(Given instruction)
Identify every line in the records below that contains the word "Recreate", and copy each of those lines.

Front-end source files
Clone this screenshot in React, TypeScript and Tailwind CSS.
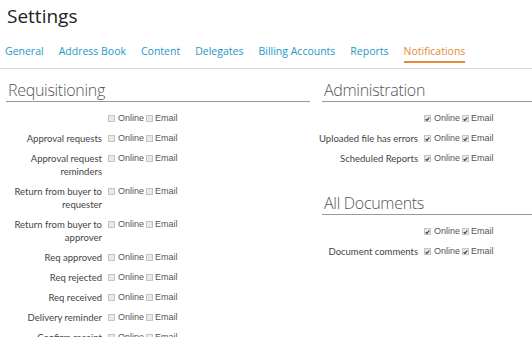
import React from "react";

const tabs = ["General", "Address Book", "Content", "Delegates", "Billing Accounts", "Reports", "Notifications"];

const reqRows = [
  "",
  "Approval requests",
  "Approval request reminders",
  "Return from buyer to requester",
  "Return from buyer to approver",
  "Req approved",
  "Req rejected",
  "Req received",
  "Delivery reminder",
  "Confirm receipt",
];

const adminRows = ["", "Uploaded file has errors", "Scheduled Reports"];
const docRows = ["", "Document comments"];

function Box({ checked }: { checked: boolean }) {
  return (
    <span className="inline-flex w-[7px] h-[7px] items-center justify-center border border-[#c4c4c4] bg-[#e9e9e9]">
      {checked && (
        <svg width="6" height="6" viewBox="0 0 6 6">
          <path d="M0.8 3.2 L2.3 4.7 L5.2 1.2" stroke="#333" strokeWidth="1.3" fill="none" />
        </svg>
      )}
    </span>
  );
}

function Row({ label, checked, wide }: { label: string; checked: boolean; wide?: boolean }) {
  return (
    <div className="flex items-start mb-[7px] leading-[13px]">
      <div
        className={
          wide
            ? "w-[104px] -ml-[8px] text-right text-[9.5px] text-[#444] font-['Lato',sans-serif]"
            : "w-[96px] text-right text-[9.5px] text-[#444] font-['Lato',sans-serif]"
        }
      >
        {label}
      </div>
      <div className="ml-[6px] h-[13px] flex items-center text-[9px] text-[#555] font-['Liberation_Sans',Arial,sans-serif]">
        <Box checked={checked} />
        <span className="ml-[3px]">Online</span>
        <span className="ml-[2px] flex"><Box checked={checked} /></span>
        <span className="ml-[2px]">Email</span>
      </div>
    </div>
  );
}

function Heading({ children }: { children: React.ReactNode }) {
  return (
    <h2 className="pl-[2px] text-[16px] tracking-[-0.3px] leading-[22px] font-light text-[#555] border-b border-[#9a9a9a] mb-[10px]">
      {children}
    </h2>
  );
}

export default function App() {
  return (
    <div className="w-[532px] h-[337px] overflow-hidden bg-white font-['Open_Sans',sans-serif]">
      <h1 className="pl-[7px] pt-[3px] text-[19px] leading-[26px] text-[#222]">Settings</h1>
      <nav className="mt-[15px] flex px-[5px] pb-[5px] border-b border-[#d6d6d6] text-[10.5px] leading-[15px]">
        {tabs.map((t) => (
          <span
            key={t}
            className={
              t === "Notifications"
                ? "mr-[15px] pb-[2px] border-b-2 border-[#e5893a] text-[#e5893a]"
                : "mr-[15px] pb-[2px] border-b-2 border-transparent text-[#2399c8]"
            }
          >
            {t}
          </span>
        ))}
      </nav>
      <div className="flex pl-[6px] mt-[10px]">
        <div className="w-[304px] shrink-0">
          <Heading>Requisitioning</Heading>
          {reqRows.map((r, i) => (
            <Row key={i} label={r} checked={false} />
          ))}
        </div>
        <div className="ml-[12px] flex-1">
          <Heading>Administration</Heading>
          {adminRows.map((r, i) => (
            <Row key={i} label={r} checked={true} wide />
          ))}
          <div className="mt-[27px]">
            <Heading>All Documents</Heading>
            {docRows.map((r, i) => (
              <Row key={i} label={r} checked={true} wide />
            ))}
          </div>
        </div>
      </div>
    </div>
  );
}
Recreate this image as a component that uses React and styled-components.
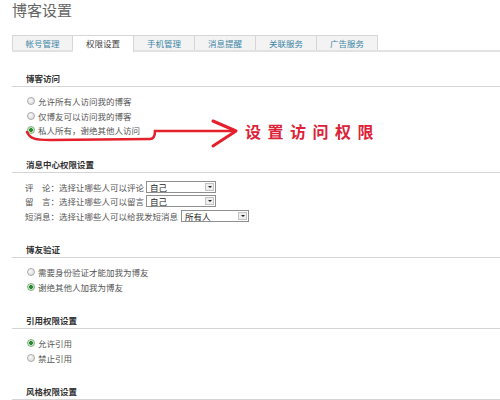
import styled, {createGlobalStyle} from "styled-components";

const Global = createGlobalStyle`
  html, body {
    margin: 0;
    padding: 0;
    background: #fff;
  }
  body {
    font-family: "Noto Sans CJK SC", "Noto Sans", sans-serif;
    width: 500px;
    height: 400px;
    overflow: hidden;
  }
`;

const Page = styled.div`
  position: relative;
  padding-left: 12px;
  height: 400px;
`;

const Title = styled.h1`
  margin: 0;
  height: 20px;
  line-height: 20px;
  font-size: 15px;
  font-weight: normal;
  color: #666;
`;

const TabBar = styled.div`
  display: flex;
  margin-top: 15px;
  border-bottom: 2px solid #e2e2e2;
  height: 15px;
`;

const Tab = styled.div`
  width: 61px;
  height: 15px;
  box-sizing: border-box;
  border: 1px solid #d6d6d6;
  border-left-width: ${p => (p.$first ? "1px" : "0")};
  border-bottom: none;
  background: ${p => (p.$active ? "#fff" : "#f3f3f3")};
  color: ${p => (p.$active ? "#444" : "#3d86a6")};
  font-size: 8.5px;
  line-height: 14px;
  text-align: center;
  position: relative;
  margin-bottom: ${p => (p.$active ? "-2px" : "0")};
  height: ${p => (p.$active ? "17px" : "15px")};
`;

const Section = styled.div`
  margin-top: 19px;
`;

const Header = styled.div`
  height: 14px;
  line-height: 14px;
  padding-bottom: 1px;
  padding-left: 14px;
  border-bottom: 1px solid #d4d4d4;
  font-size: 8.5px;
  font-weight: bold;
  color: #333;
`;

const List = styled.div`
  padding-top: 7px;
  padding-left: ${p => p.$indent || 15}px;
`;

const Row = styled.div`
  display: flex;
  align-items: center;
  height: 14.5px;
  font-size: 8.5px;
  color: #555;
  white-space: nowrap;
`;

const Radio = styled.span`
  display: inline-block;
  box-sizing: border-box;
  width: 8px;
  height: 8px;
  margin-right: 3px;
  border-radius: 50%;
  border: 1px solid ${p => (p.$checked ? "#7fae7f" : "#a9a9a9")};
  background: ${p =>
    p.$checked
      ? "radial-gradient(circle, #2f8a2f 0 1.6px, #cfe8c8 2.2px)"
      : "radial-gradient(circle at 35% 35%, #fafafa, #d6d6d6)"};
`;

const Label = styled.span`
  display: inline-block;
  width: 34px;
`;

const Select = styled.span`
  display: inline-flex;
  align-items: center;
  justify-content: space-between;
  box-sizing: border-box;
  width: ${p => p.$w || 70}px;
  height: 12px;
  margin-left: ${p => p.$gap || 2}px;
  padding: 0 1px 0 3px;
  border: 1px solid #8f8f8f;
  background: #fff;
  color: #222;
  font-size: 8.5px;
`;

const Arrow = styled.span`
  width: 9px;
  height: 8px;
  box-sizing: border-box;
  border: 1px solid #c4c4c4;
  background: #eee;
  display: flex;
  align-items: center;
  justify-content: center;
  &::after {
    content: "";
    border-left: 2px solid transparent;
    border-right: 2px solid transparent;
    border-top: 2px solid #222;
  }
`;

const Annotation = styled.svg`
  position: absolute;
  left: 0;
  top: 0;
  pointer-events: none;
`;

const Note = styled.div`
  position: absolute;
  left: 245px;
  top: 121px;
  font-size: 16px;
  font-weight: bold;
  letter-spacing: 6.5px;
  color: #dc2237;
  line-height: 20px;
`;

const tabs = ["帐号管理", "权限设置", "手机管理", "消息提醒", "关联服务", "广告服务"];

const RadioRow = ({checked, children}) => (
  <Row>
    <Radio $checked={checked} />
    {children}
  </Row>
);

export default function App() {
  return (
    <>
      <Global />
      <Page>
        <Title>博客设置</Title>
        <TabBar>
          {tabs.map((t, i) => (
            <Tab key={t} $first={i === 0} $active={i === 1}>{t}</Tab>
          ))}
        </TabBar>

        <Section>
          <Header>博客访问</Header>
          <List>
            <RadioRow>允许所有人访问我的博客</RadioRow>
            <RadioRow>仅博友可以访问我的博客</RadioRow>
            <RadioRow checked>私人所有，谢绝其他人访问</RadioRow>
          </List>
        </Section>

        <Section>
          <Header>消息中心权限设置</Header>
          <List $indent={13}>
            <Row>
              <Label>评&emsp;论：</Label>选择让哪些人可以评论
              <Select>自己<Arrow /></Select>
            </Row>
            <Row>
              <Label>留&emsp;言：</Label>选择让哪些人可以留言
              <Select>自己<Arrow /></Select>
            </Row>
            <Row>
              <Label>短消息：</Label>选择让哪些人可以给我发短消息
              <Select $gap={3} $w={68}>所有人<Arrow /></Select>
            </Row>
          </List>
        </Section>

        <Section>
          <Header>博友验证</Header>
          <List>
            <RadioRow>需要身份验证才能加我为博友</RadioRow>
            <RadioRow checked>谢绝其他人加我为博友</RadioRow>
          </List>
        </Section>

        <Section>
          <Header>引用权限设置</Header>
          <List>
            <RadioRow checked>允许引用</RadioRow>
            <RadioRow>禁止引用</RadioRow>
          </List>
        </Section>

        <Section>
          <Header>风格权限设置</Header>
        </Section>

        <Annotation width="500" height="400" viewBox="0 0 500 400">
          <path
            d="M27 132 C30 139 36 140 50 140 L150 139 C154 139 155 136 155 131 L234 131"
            fill="none"
            stroke="#e3202c"
            strokeWidth="2.5"
            strokeLinecap="round"
          />
          <path
            d="M213 121 L236 131 L213 146"
            fill="none"
            stroke="#e3202c"
            strokeWidth="3"
            strokeLinecap="round"
            strokeLinejoin="round"
          />
        </Annotation>
        <Note>设置访问权限</Note>
      </Page>
    </>
  );
}
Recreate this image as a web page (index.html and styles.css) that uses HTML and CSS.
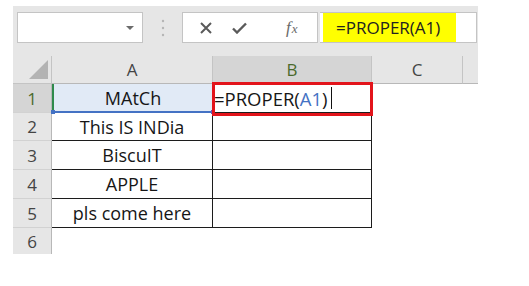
FILE: index.html
```html
<!DOCTYPE html>
<html lang="en">
<head>
    <meta charset="UTF-8">
    <title>PROPER function</title>
    <link rel="stylesheet" href="styles.css">
</head>
<body>

    <div class="excel">
        <div class="formula-bar">
            <div class="name-box"><span class="caret"></span></div>
            <div class="grip">
                <svg width="4" height="18" viewBox="0 0 4 18">
                    <circle cx="2" cy="2" r="1.2"></circle>
                    <circle cx="2" cy="9" r="1.2"></circle>
                    <circle cx="2" cy="16" r="1.2"></circle>
                </svg>
            </div>
            <div class="fx-tools">
                <svg class="icon-cancel" width="12" height="12" viewBox="0 0 12 12">
                    <path d="M1 1 L11 11 M11 1 L1 11"></path>
                </svg>
                <svg class="icon-enter" width="15" height="12" viewBox="0 0 15 12">
                    <path d="M1 6.5 L5 10.5 L14 1.5"></path>
                </svg>
                <span class="fx"><i>f</i><i class="sub">x</i></span>
            </div>
            <div class="formula-input">
                <span class="highlight">=PROPER(A1)</span>
            </div>
        </div>

        <div class="sheet">
            <div class="corner"><span class="triangle"></span></div>
            <div class="col-head">A</div>
            <div class="col-head active">B</div>
            <div class="col-head">C</div>
            <div class="col-head rest"></div>

            <div class="row-head active">1</div>
            <div class="cell boxed ref">MAtCh</div>
            <div class="cell boxed editing">
                <span>=PROPER(</span><span class="ref-text">A1</span><span>)</span><span class="cursor"></span>
            </div>
            <div class="cell"></div>
            <div class="cell"></div>

            <div class="row-head">2</div>
            <div class="cell boxed">This IS INDia</div>
            <div class="cell boxed"></div>
            <div class="cell"></div>
            <div class="cell"></div>

            <div class="row-head">3</div>
            <div class="cell boxed">BiscuIT</div>
            <div class="cell boxed"></div>
            <div class="cell"></div>
            <div class="cell"></div>

            <div class="row-head">4</div>
            <div class="cell boxed">APPLE</div>
            <div class="cell boxed"></div>
            <div class="cell"></div>
            <div class="cell"></div>

            <div class="row-head">5</div>
            <div class="cell boxed">pls come here</div>
            <div class="cell boxed"></div>
            <div class="cell"></div>
            <div class="cell"></div>

            <div class="row-head last">6</div>
            <div class="cell"></div>
            <div class="cell"></div>
            <div class="cell"></div>
            <div class="cell"></div>
        </div>
    </div>

</body>
</html>
```

FILE: styles.css
```css
:root {
    --chrome: #e6e6e6;
    --chrome-dark: #d5d5d5;
    --chrome-line: #c4c4c4;
    --cell-line: #1c1c1c;
    --text: #161616;
    --head-text: #444;
    --select-text: #4b6a2c;
    --ref-blue: #4472c4;
}

*, *::before, *::after {
    box-sizing: border-box;
    margin: 0;
    padding: 0;
}

body {
    background: #fff;
    font-family: 'Open Sans', 'Liberation Sans', Arial, sans-serif;
    color: var(--text);
}

.excel {
    width: 465px;
    margin: 6px 0 0 13px;
}

/* formula bar */

.formula-bar {
    display: flex;
    align-items: stretch;
    height: 50px;
    padding: 6px 1px 13px 4px;
    background: var(--chrome);
}

.name-box {
    width: 126px;
    background: #fff;
    border: 1px solid var(--chrome-line);
    display: flex;
    align-items: center;
    justify-content: flex-end;
    padding-right: 8px;
}

.caret {
    width: 0;
    height: 0;
    border-left: 4px solid transparent;
    border-right: 4px solid transparent;
    border-top: 4px solid #6b6b6b;
}

.grip {
    width: 39px;
    display: flex;
    align-items: center;
    justify-content: center;
}

.grip circle {
    fill: #b5b5b5;
}

.fx-tools {
    width: 136px;
    background: #fff;
    border: 1px solid var(--chrome-line);
    display: flex;
    align-items: center;
    padding-left: 17px;
}

.fx-tools path {
    fill: none;
    stroke: #5a5a5a;
    stroke-width: 2;
}

.icon-enter {
    margin-left: 20px;
}

.icon-enter path {
    stroke-width: 2.4;
}

.fx {
    margin-left: 39px;
    font-family: 'Liberation Serif', 'Times New Roman', serif;
    color: #6a6a6a;
    font-size: 17px;
    line-height: 1;
}

.fx .sub {
    font-size: 13px;
    margin-left: 1px;
}

.formula-input {
    flex: 1;
    margin-left: 2px;
    background: #fff;
    border: 1px solid var(--chrome-line);
    border-left: none;
    padding: 0 0 0 3px;
    display: flex;
}

.highlight {
    width: 133px;
    background: #ffff00;
    display: flex;
    align-items: center;
    padding-left: 13px;
    font-size: 17px;
    color: #222;
}

/* grid */

.sheet {
    display: grid;
    grid-template-columns: 39px 161px 159px 91px 15px;
    grid-template-rows: 28px 29px 28px 29px 29px 29px 26px;
    font-size: 18px;
}

.corner,
.col-head,
.row-head {
    background: var(--chrome);
    color: var(--head-text);
    display: flex;
    align-items: center;
    justify-content: center;
    font-size: 17px;
}

.corner {
    align-items: flex-end;
    justify-content: flex-end;
    padding: 0 3px 4px 0;
    border-right: 1px solid var(--chrome-line);
    border-bottom: 1px solid var(--chrome-line);
}

.triangle {
    width: 0;
    height: 0;
    border-left: 19px solid transparent;
    border-bottom: 19px solid #b3b3b3;
}

.col-head {
    border-right: 1px solid var(--chrome-line);
    border-bottom: 1px solid #b8b8b8;
}

.col-head.rest {
    border-right: none;
}

.row-head {
    border-right: 1px solid #b8b8b8;
    border-bottom: 1px solid #d2d2d2;
}

.row-head.last {
    border-bottom: none;
}

.col-head.active,
.row-head.active {
    background: var(--chrome-dark);
    color: var(--select-text);
}

.cell {
    background: #fff;
    display: flex;
    align-items: center;
    justify-content: center;
    white-space: nowrap;
}

.cell.boxed {
    border-right: 1px solid var(--cell-line);
    border-bottom: 1px solid var(--cell-line);
}

.cell.ref {
    position: relative;
    background: #e1eaf6;
    border-left: 2px solid #2f8a4c;
    border-bottom: 2px solid var(--ref-blue);
}

.cell.ref::before,
.cell.ref::after {
    content: '';
    position: absolute;
    bottom: -3px;
    width: 4px;
    height: 4px;
    background: var(--ref-blue);
}

.cell.ref::before {
    left: -3px;
}

.cell.ref::after {
    right: -3px;
    background: #6a5bb5;
}

.cell.editing {
    position: relative;
    justify-content: flex-start;
    padding-left: 1px;
    font-size: 18.5px;
}

.cell.editing::after {
    content: '';
    position: absolute;
    left: -1px;
    right: -2px;
    top: -2px;
    bottom: -4px;
    border: 3px solid #e3141b;
}

.ref-text {
    color: var(--ref-blue);
}

.cursor {
    width: 1px;
    height: 22px;
    background: #111;
    margin-left: 3px;
}
```
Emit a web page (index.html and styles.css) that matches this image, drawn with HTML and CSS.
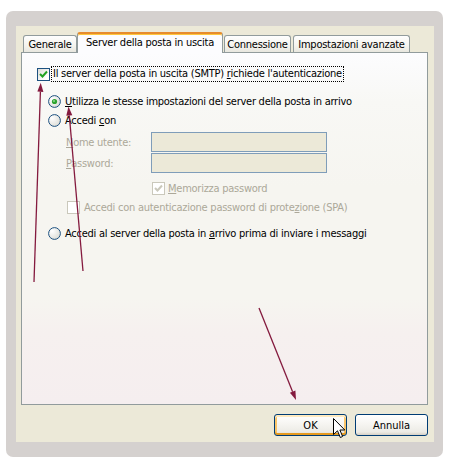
FILE: index.html
```html
<!DOCTYPE html>
<html lang="it">
<head>
<meta charset="utf-8">
<title>Server della posta in uscita</title>
<link rel="stylesheet" href="styles.css">
</head>
<body>
<div class="frame">
  <div class="dialog">
    <div class="tabs">
      <div class="tab t-gen">Generale</div>
      <div class="tab active t-srv">Server della posta in uscita</div>
      <div class="tab t-con">Connessione</div>
      <div class="tab t-imp">Impostazioni avanzate</div>
    </div>
    <div class="panel">
      <div class="row r-auth">
        <span class="cb"><svg width="11" height="11" viewBox="0 0 11 11"><polyline points="2,5 4.5,7.5 9,2.5" fill="none" stroke="#21a121" stroke-width="2"/></svg></span>
        <span class="lbl focus">Il server della posta in uscita (SMTP) <u>r</u>ichiede l'autenticazione</span>
      </div>
      <div class="row r-radio1">
        <svg class="rb" width="13" height="13" viewBox="0 0 13 13"><defs><radialGradient id="rg1" cx="0.3" cy="0.3" r="0.8"><stop offset="0" stop-color="#ffffff"/><stop offset="1" stop-color="#dcdcd5"/></radialGradient></defs><circle cx="6.5" cy="6.5" r="5.9" fill="url(#rg1)" stroke="#1c5180" stroke-width="1"/><circle cx="6.5" cy="6.5" r="2.6" fill="#2ea32e"/><circle cx="6" cy="6" r="1" fill="#8ed88e"/></svg>
        <span class="lbl"><u>U</u>tilizza le stesse impostazioni del server della posta in arrivo</span>
      </div>
      <div class="row r-radio2">
        <svg class="rb" width="13" height="13" viewBox="0 0 13 13"><circle cx="6.5" cy="6.5" r="5.9" fill="url(#rg1)" stroke="#1c5180" stroke-width="1"/></svg>
        <span class="lbl">Accedi <u>c</u>on</span>
      </div>
      <div class="row field f1">
        <span class="flabel"><u>N</u>ome utente:</span>
        <span class="input"></span>
      </div>
      <div class="row field f2">
        <span class="flabel"><u>P</u>assword:</span>
        <span class="input"></span>
      </div>
      <div class="row r-mem">
        <span class="cb disabled"><svg width="11" height="11" viewBox="0 0 11 11"><polyline points="2,5 4.5,7.5 9,2.5" fill="none" stroke="#cac8bb" stroke-width="2"/></svg></span>
        <span class="lbl dis"><u>M</u>emorizza password</span>
      </div>
      <div class="row r-spa">
        <span class="cb disabled"></span>
        <span class="lbl dis">Accedi con autenticazione password di prote<u>z</u>ione (SPA)</span>
      </div>
      <div class="row r-radio3">
        <svg class="rb" width="13" height="13" viewBox="0 0 13 13"><circle cx="6.5" cy="6.5" r="5.9" fill="url(#rg1)" stroke="#1c5180" stroke-width="1"/></svg>
        <span class="lbl">Accedi al server della posta in <u>a</u>rrivo prima di inviare i messaggi</span>
      </div>
    </div>
    <div class="buttons">
      <button class="btn default">OK</button>
      <button class="btn">Annulla</button>
    </div>
  </div>
</div>

<svg class="annot" width="449" height="469" viewBox="0 0 449 469">
  <g stroke="#841a3e" stroke-width="1.3" fill="none">
    <line x1="34" y1="282" x2="40.4" y2="91.7"/>
    <line x1="83" y1="271" x2="69.3" y2="115.5"/>
    <line x1="259" y1="308" x2="292.6" y2="391.7"/>
  </g>
  <g fill="#841a3e">
    <polygon points="40.7,82.7 37.4,91.6 43.4,92"/>
    <polygon points="68.5,106.5 66.3,115.8 72.3,115.2"/>
    <polygon points="296,400 289.9,392.8 295.4,390.6"/>
  </g>
</svg>

<svg class="cursor" width="13" height="21" viewBox="0 0 13 21">
  <path d="M0.5 0.5 L0.5 16.5 L4.5 12.8 L7.3 19.5 L9.6 18.5 L6.9 12 L11.8 12 Z" fill="#fff" stroke="#000" stroke-width="1" stroke-linejoin="miter"/>
</svg>
</body>
</html>
```

FILE: styles.css
```css
html, body {
  margin: 0;
  background: #ffffff;
}
body {
  position: relative;
  width: 449px;
  height: 469px;
  overflow: hidden;
  font-family: "DejaVu Sans Condensed", "DejaVu Sans", sans-serif;
  font-stretch: condensed;
  font-size: 11px;
  letter-spacing: -0.25px;
  color: #000;
}
.frame {
  margin: 11px 0 0 6px;
  width: 437px;
  box-sizing: border-box;
  padding: 15px 9px 15px 10px;
  background: #d5d1cf;
  border-radius: 7px;
}
.dialog {
  background: #ece9d8;
  padding: 6px 6px 6px 5px;
}
.tabs {
  display: flex;
  align-items: flex-end;
  height: 20px;
  padding-left: 2px;
}
.tab {
  box-sizing: border-box;
  height: 17px;
  border: 1px solid #919b9c;
  border-bottom: none;
  border-radius: 3px 3px 0 0;
  background: linear-gradient(#fefefe, #f4f3ee 60%, #e8e7df);
  display: flex;
  align-items: center;
  justify-content: center;
  white-space: nowrap;
  padding-top: 1px;
}
.tab.active {
  height: 21px;
  margin-bottom: -1px;
  position: relative;
  z-index: 1;
  background: #fcfcfe;
  border-top: 2px solid #e68b2c;
  box-shadow: inset 0 1px 0 #ffc73c;
  padding-top: 0;
  padding-bottom: 2px;
}
.t-gen { width: 54px; }
.t-srv { width: 146px; }
.t-con { width: 67px; margin-left: 1px; }
.t-imp { width: 117px; margin-left: 2px; }

.panel {
  box-sizing: border-box;
  height: 353px;
  border: 1px solid #919b9c;
  background: linear-gradient(180deg, #fcfcfe 0%, #f8f8f5 14%, #f6f5f0 38%, #f6f5f0 70%, #f6f0ef 80%, #f5eeef 100%);
}
.row {
  display: flex;
  align-items: center;
  white-space: nowrap;
}
.cb {
  box-sizing: border-box;
  width: 13px;
  height: 13px;
  border: 1px solid #1c5180;
  background: linear-gradient(135deg, #dcdcd7, #ffffff 80%);
  display: flex;
  flex: none;
}
.cb.disabled {
  border-color: #cac8bb;
  background: #ffffff;
}
.rb { flex: none; display: block; }
.lbl u, .flabel u { text-decoration: underline; }
.dis, .flabel { color: #aca899; }

.r-auth { margin-top: 13px; height: 16px; padding-left: 15px; }
.focus {
  margin-left: 1px;
  border: 1px dotted #000;
  padding: 0 1px;
  height: 14px;
  line-height: 14px;
}
.r-radio1 { margin-top: 12px; height: 15px; padding-left: 26px; }
.r-radio2 { margin-top: 4px; height: 15px; padding-left: 26px; }
.r-radio1 .lbl, .r-radio2 .lbl, .r-radio3 .lbl { margin-left: 4px; }
.field { padding-left: 44px; height: 20px; }
.f1 { margin-top: 4px; }
.f2 { margin-top: 1px; }
.flabel { width: 85px; }
.input {
  box-sizing: border-box;
  width: 176px;
  height: 20px;
  border: 1px solid #7f9db9;
  background: #ece9d8;
}
.r-mem { margin-top: 9px; height: 13px; padding-left: 130px; }
.r-mem .lbl { margin-left: 3px; }
.r-spa { margin-top: 6px; height: 13px; padding-left: 45px; }
.r-spa .lbl { margin-left: 4px; }
.r-radio3 { margin-top: 13px; height: 13px; padding-left: 26px; }

.buttons {
  display: flex;
  justify-content: flex-end;
  gap: 8px;
  margin-top: 9px;
}
.btn {
  box-sizing: border-box;
  width: 73px;
  height: 22px;
  border: 1px solid #003c74;
  border-radius: 3px;
  background: linear-gradient(#ffffff, #f6f5f1 45%, #ecebe5 85%, #d6d0c5);
  font: inherit;
  color: #000;
  padding: 0;
  margin: 0;
}
.btn.default {
  box-shadow: inset 0 2px 0 #ffeac0, inset 0 -2px 0 #e69a1f, inset 2px 0 0 #f9c56a, inset -2px 0 0 #f9c56a;
}
.annot {
  position: absolute;
  left: 0;
  top: 0;
  pointer-events: none;
}
.cursor {
  position: absolute;
  left: 333px;
  top: 418px;
  pointer-events: none;
}
```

(Task solution)
Recreate this image as a component that uses React and styled-components.
Recreate this image as a web page (index.html and styles.css) that uses HTML and CSS.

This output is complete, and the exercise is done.